• _Aim_
Copy out each line in the material below that has the word "screenshot".

╔══

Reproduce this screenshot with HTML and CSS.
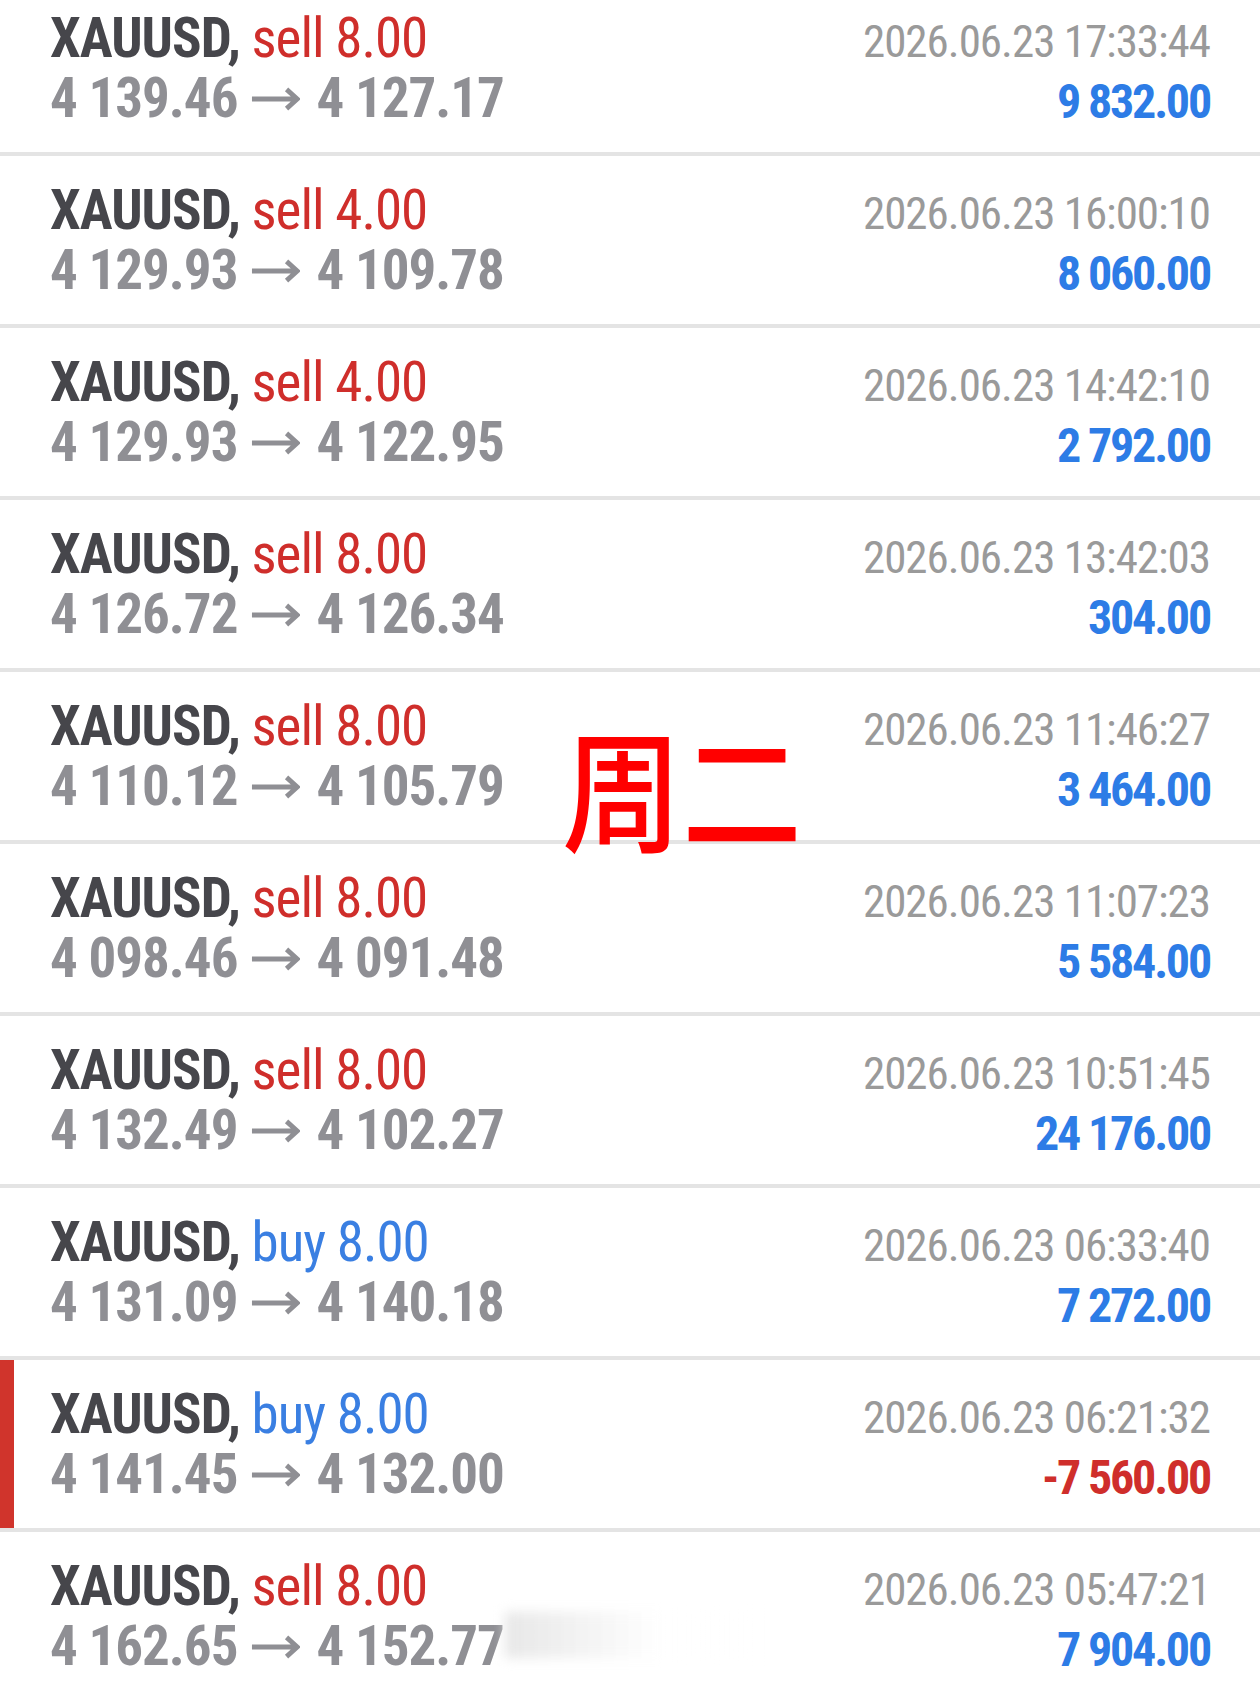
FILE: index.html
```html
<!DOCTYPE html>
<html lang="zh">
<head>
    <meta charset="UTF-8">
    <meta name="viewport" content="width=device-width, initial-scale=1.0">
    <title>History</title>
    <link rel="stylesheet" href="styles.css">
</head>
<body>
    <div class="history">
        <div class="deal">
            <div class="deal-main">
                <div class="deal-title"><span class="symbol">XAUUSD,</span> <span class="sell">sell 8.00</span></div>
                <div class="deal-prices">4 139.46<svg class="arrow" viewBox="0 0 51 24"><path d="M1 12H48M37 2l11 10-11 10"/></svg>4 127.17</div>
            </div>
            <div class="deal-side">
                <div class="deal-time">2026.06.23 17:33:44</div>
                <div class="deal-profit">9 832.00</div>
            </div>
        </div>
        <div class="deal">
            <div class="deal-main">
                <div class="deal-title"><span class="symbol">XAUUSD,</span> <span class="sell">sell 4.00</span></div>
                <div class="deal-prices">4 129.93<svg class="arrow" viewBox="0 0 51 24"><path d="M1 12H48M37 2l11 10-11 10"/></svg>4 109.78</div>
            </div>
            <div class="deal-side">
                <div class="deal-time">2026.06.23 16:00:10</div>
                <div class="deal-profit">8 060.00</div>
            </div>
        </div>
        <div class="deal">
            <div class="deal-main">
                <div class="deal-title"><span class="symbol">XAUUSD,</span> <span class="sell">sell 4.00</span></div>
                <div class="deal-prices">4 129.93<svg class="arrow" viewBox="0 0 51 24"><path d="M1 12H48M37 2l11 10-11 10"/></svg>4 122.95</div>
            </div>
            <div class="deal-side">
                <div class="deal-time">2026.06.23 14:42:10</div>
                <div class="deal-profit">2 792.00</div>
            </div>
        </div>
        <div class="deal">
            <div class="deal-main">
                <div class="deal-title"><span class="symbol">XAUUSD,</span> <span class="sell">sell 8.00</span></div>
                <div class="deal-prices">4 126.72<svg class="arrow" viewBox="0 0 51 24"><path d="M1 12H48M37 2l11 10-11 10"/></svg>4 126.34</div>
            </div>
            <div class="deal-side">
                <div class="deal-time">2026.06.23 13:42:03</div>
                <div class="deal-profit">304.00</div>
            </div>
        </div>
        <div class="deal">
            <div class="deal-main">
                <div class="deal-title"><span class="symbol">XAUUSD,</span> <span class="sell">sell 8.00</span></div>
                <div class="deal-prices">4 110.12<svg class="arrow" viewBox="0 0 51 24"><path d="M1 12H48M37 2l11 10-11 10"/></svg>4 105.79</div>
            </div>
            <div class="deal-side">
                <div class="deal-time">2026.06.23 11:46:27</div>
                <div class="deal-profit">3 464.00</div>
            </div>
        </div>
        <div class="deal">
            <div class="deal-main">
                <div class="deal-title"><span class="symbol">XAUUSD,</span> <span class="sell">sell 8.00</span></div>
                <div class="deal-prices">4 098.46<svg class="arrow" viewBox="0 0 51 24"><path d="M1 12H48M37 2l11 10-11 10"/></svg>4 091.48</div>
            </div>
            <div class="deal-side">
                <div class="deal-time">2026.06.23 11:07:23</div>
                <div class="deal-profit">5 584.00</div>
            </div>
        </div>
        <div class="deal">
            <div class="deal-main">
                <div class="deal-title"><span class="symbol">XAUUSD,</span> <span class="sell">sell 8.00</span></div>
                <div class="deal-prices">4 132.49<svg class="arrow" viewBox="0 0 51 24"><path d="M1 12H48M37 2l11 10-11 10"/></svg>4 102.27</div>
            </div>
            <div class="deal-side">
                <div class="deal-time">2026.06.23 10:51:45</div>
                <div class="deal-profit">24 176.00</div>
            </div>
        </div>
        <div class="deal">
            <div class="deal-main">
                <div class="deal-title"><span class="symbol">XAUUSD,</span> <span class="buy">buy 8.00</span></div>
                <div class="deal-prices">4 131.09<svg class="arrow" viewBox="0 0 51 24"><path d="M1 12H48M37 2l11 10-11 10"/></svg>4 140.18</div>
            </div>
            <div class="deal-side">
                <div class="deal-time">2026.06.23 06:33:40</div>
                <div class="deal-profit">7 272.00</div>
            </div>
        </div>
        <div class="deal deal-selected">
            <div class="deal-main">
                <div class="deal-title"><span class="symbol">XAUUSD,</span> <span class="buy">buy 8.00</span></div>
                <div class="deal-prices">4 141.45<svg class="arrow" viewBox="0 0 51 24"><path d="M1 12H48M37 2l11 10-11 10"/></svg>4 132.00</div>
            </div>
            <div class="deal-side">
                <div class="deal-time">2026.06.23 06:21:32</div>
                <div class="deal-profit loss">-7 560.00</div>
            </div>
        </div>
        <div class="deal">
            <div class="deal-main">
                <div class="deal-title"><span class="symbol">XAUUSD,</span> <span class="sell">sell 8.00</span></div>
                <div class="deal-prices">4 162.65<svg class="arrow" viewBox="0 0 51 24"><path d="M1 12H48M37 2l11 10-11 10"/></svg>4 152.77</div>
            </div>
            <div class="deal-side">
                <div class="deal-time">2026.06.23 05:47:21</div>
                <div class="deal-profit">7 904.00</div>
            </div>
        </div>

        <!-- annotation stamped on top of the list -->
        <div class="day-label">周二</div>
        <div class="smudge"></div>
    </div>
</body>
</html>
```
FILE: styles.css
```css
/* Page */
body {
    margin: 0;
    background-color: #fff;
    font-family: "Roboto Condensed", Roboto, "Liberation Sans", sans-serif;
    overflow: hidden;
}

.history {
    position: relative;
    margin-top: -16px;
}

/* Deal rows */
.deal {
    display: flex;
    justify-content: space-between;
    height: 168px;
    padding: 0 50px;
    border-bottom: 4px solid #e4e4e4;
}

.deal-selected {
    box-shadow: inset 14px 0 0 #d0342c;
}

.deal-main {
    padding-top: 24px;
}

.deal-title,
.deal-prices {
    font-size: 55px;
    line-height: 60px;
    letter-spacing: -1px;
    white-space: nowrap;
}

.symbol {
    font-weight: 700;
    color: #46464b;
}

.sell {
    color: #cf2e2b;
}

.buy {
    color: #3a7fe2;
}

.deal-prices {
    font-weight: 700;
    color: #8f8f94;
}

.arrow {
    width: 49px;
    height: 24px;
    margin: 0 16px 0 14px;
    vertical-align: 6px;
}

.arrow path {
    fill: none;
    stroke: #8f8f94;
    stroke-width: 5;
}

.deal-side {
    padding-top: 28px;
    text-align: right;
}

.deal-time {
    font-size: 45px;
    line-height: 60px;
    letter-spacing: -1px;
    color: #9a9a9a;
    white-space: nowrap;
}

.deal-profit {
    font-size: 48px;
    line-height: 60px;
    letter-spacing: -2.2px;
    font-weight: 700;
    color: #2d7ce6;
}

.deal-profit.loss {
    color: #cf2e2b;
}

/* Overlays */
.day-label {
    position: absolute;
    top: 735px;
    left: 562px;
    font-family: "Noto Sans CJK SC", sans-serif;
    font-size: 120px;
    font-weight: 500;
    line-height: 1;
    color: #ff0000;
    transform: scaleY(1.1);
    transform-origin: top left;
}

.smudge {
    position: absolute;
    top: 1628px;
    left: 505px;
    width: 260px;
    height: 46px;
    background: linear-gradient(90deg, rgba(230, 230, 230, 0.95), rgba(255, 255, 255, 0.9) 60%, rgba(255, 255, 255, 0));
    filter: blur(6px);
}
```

╚══
╔══

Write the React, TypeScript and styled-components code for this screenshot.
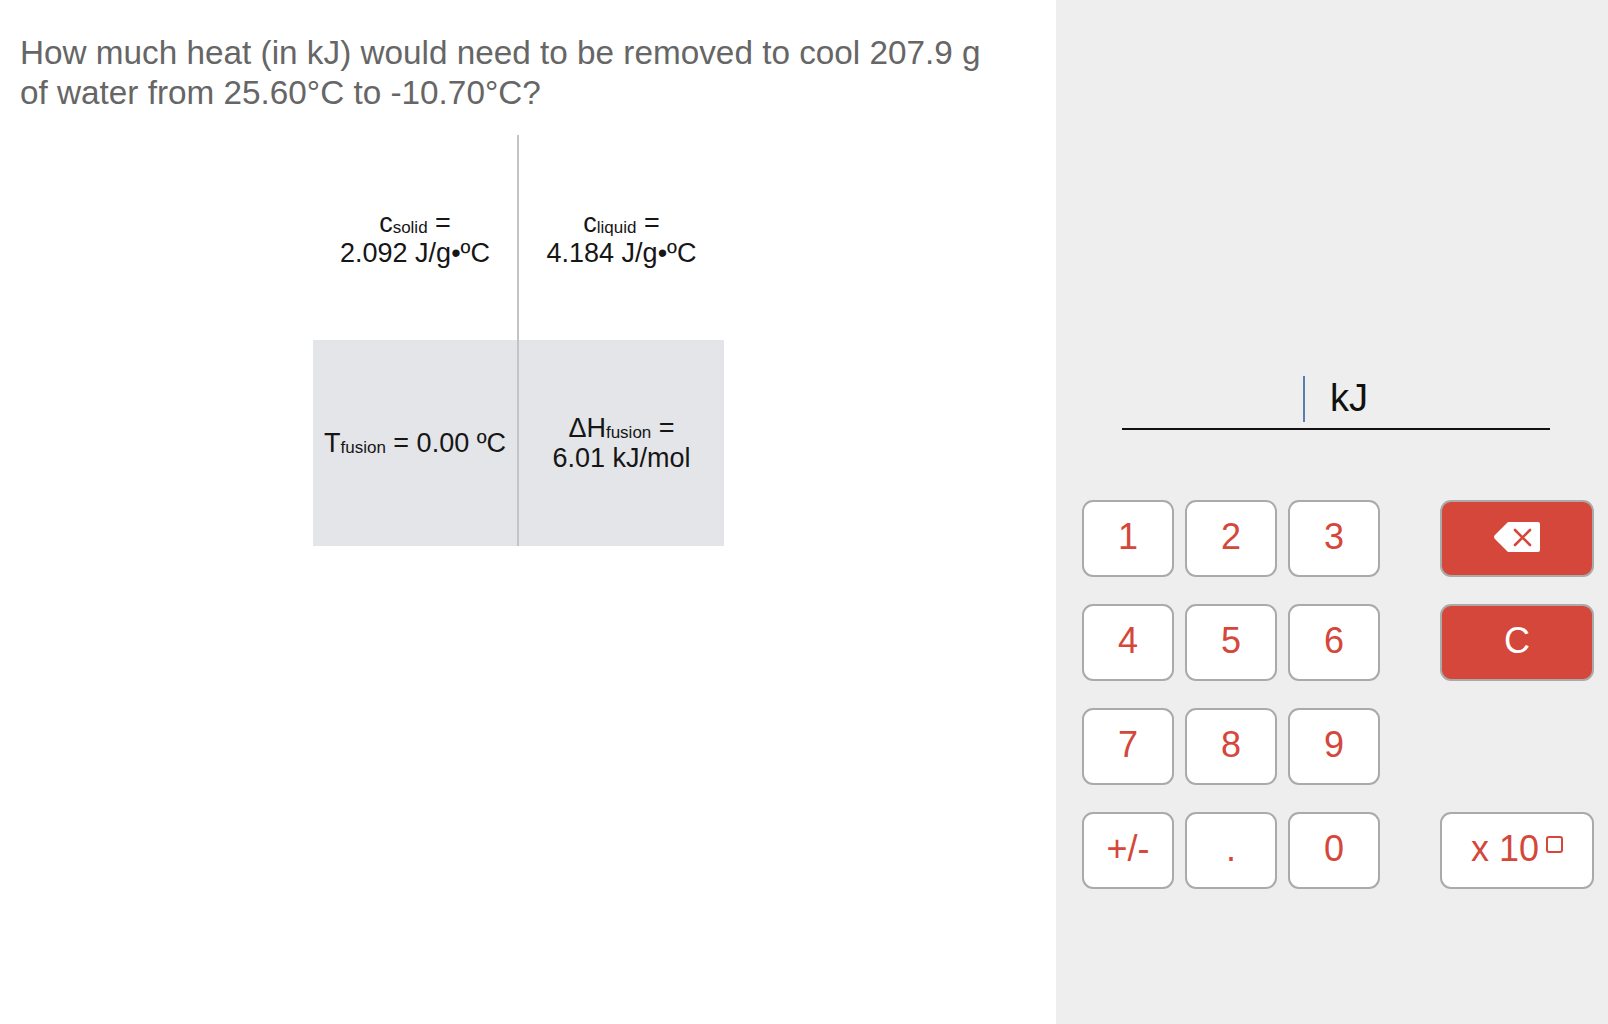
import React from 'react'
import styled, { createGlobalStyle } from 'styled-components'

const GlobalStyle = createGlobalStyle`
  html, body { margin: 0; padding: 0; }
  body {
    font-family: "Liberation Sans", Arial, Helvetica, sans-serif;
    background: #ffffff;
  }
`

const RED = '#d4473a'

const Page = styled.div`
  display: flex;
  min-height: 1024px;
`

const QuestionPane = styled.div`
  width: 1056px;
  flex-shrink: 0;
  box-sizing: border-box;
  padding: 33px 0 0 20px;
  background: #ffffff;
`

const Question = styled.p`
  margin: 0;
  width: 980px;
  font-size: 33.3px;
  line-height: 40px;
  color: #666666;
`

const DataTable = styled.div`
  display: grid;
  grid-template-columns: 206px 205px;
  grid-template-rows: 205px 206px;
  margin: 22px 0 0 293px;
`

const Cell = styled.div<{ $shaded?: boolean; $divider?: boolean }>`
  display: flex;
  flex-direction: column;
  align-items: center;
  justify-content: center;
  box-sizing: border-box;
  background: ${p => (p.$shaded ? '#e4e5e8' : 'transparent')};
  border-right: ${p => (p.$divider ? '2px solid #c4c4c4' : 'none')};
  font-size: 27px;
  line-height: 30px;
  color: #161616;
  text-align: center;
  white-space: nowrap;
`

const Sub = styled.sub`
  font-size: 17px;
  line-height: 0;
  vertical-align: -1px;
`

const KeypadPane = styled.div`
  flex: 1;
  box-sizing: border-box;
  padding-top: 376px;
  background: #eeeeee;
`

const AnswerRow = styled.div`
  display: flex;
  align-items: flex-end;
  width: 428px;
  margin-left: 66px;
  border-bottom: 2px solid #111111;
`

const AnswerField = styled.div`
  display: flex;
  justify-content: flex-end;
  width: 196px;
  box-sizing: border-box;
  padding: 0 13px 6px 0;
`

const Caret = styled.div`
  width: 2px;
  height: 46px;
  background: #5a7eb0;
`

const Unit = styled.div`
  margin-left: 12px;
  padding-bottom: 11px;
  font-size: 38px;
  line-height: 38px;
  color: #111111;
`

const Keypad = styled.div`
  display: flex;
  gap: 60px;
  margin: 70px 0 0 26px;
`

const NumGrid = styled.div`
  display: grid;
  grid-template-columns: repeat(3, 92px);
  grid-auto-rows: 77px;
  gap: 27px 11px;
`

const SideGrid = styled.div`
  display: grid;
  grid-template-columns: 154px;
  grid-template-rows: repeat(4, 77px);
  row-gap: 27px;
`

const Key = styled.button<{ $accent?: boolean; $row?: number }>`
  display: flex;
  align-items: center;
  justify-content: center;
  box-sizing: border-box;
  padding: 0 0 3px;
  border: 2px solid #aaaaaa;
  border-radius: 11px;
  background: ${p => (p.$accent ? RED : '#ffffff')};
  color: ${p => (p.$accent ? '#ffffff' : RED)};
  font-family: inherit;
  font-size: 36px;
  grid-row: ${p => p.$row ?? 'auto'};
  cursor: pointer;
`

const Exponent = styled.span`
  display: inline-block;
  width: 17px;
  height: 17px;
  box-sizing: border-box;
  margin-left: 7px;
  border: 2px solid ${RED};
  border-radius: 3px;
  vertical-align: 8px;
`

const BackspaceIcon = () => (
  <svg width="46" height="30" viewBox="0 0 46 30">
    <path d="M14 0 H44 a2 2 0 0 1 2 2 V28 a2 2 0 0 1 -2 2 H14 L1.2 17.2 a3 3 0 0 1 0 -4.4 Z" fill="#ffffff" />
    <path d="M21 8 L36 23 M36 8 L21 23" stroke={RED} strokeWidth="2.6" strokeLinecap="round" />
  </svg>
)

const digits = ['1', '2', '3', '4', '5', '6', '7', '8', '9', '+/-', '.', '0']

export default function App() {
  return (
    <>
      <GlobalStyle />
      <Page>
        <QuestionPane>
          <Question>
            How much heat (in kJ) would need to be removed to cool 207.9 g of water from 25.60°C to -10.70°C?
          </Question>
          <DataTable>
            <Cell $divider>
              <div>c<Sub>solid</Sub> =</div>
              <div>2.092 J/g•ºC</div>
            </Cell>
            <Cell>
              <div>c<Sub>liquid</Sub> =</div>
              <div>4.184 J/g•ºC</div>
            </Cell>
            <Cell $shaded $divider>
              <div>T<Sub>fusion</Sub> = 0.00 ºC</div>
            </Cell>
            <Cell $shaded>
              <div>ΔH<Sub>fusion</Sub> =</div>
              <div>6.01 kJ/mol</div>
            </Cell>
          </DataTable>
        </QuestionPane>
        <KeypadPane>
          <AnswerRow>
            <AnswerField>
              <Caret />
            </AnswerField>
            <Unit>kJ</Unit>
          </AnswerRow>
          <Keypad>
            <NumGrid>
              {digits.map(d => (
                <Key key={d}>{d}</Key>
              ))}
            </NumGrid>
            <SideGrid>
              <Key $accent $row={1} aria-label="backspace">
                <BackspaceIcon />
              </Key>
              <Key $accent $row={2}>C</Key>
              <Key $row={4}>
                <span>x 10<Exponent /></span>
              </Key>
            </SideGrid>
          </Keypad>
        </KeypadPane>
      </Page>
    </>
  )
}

╚══
╔══

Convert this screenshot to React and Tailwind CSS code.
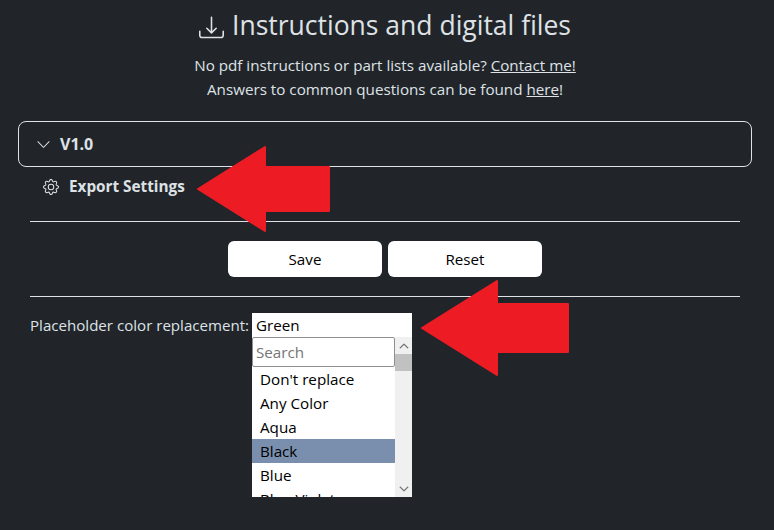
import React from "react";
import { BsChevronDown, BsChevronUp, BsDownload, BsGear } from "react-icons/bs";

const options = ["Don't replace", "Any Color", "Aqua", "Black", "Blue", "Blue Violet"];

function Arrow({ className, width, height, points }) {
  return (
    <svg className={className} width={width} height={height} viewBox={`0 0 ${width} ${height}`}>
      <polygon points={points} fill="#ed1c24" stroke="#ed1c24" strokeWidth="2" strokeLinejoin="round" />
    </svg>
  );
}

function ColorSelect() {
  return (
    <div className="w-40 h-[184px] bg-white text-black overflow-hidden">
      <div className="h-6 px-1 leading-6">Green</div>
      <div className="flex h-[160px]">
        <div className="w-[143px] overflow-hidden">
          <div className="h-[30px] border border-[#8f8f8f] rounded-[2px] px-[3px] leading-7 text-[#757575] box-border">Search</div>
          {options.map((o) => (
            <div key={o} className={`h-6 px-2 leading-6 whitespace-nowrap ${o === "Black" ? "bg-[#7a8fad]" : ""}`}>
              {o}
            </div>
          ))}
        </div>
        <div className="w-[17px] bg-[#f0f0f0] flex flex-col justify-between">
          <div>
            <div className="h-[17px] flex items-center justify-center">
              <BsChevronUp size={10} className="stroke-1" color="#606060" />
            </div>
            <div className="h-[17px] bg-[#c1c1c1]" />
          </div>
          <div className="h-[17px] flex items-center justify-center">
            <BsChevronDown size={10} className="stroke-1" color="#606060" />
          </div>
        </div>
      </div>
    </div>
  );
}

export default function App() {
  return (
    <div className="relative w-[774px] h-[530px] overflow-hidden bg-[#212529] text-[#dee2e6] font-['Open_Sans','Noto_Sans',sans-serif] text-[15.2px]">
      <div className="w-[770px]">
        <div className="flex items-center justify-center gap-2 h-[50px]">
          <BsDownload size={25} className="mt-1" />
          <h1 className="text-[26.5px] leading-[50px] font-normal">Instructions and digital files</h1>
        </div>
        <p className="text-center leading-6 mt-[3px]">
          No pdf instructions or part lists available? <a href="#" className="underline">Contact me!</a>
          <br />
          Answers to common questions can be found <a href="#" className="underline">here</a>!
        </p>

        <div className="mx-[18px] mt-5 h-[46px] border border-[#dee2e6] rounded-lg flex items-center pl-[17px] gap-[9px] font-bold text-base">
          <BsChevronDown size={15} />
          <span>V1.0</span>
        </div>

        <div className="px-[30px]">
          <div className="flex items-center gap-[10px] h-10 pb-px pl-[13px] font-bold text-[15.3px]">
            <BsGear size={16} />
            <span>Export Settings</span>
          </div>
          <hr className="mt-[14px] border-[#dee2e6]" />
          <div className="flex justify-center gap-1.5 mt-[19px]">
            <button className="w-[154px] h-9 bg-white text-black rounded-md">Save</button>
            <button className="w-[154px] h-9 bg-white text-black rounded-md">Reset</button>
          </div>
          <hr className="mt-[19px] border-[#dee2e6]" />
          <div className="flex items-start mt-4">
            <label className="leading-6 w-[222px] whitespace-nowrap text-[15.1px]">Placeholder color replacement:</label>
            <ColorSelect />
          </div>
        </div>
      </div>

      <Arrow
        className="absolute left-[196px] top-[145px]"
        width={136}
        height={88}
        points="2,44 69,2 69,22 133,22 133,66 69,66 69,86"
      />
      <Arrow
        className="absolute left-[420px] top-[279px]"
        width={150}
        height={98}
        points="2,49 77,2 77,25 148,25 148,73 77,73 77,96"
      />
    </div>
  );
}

╚══

• _Response to this exercise_
Reproduce this screenshot with HTML and CSS.
Write the React, TypeScript and styled-components code for this screenshot.
Convert this screenshot to React and Tailwind CSS code.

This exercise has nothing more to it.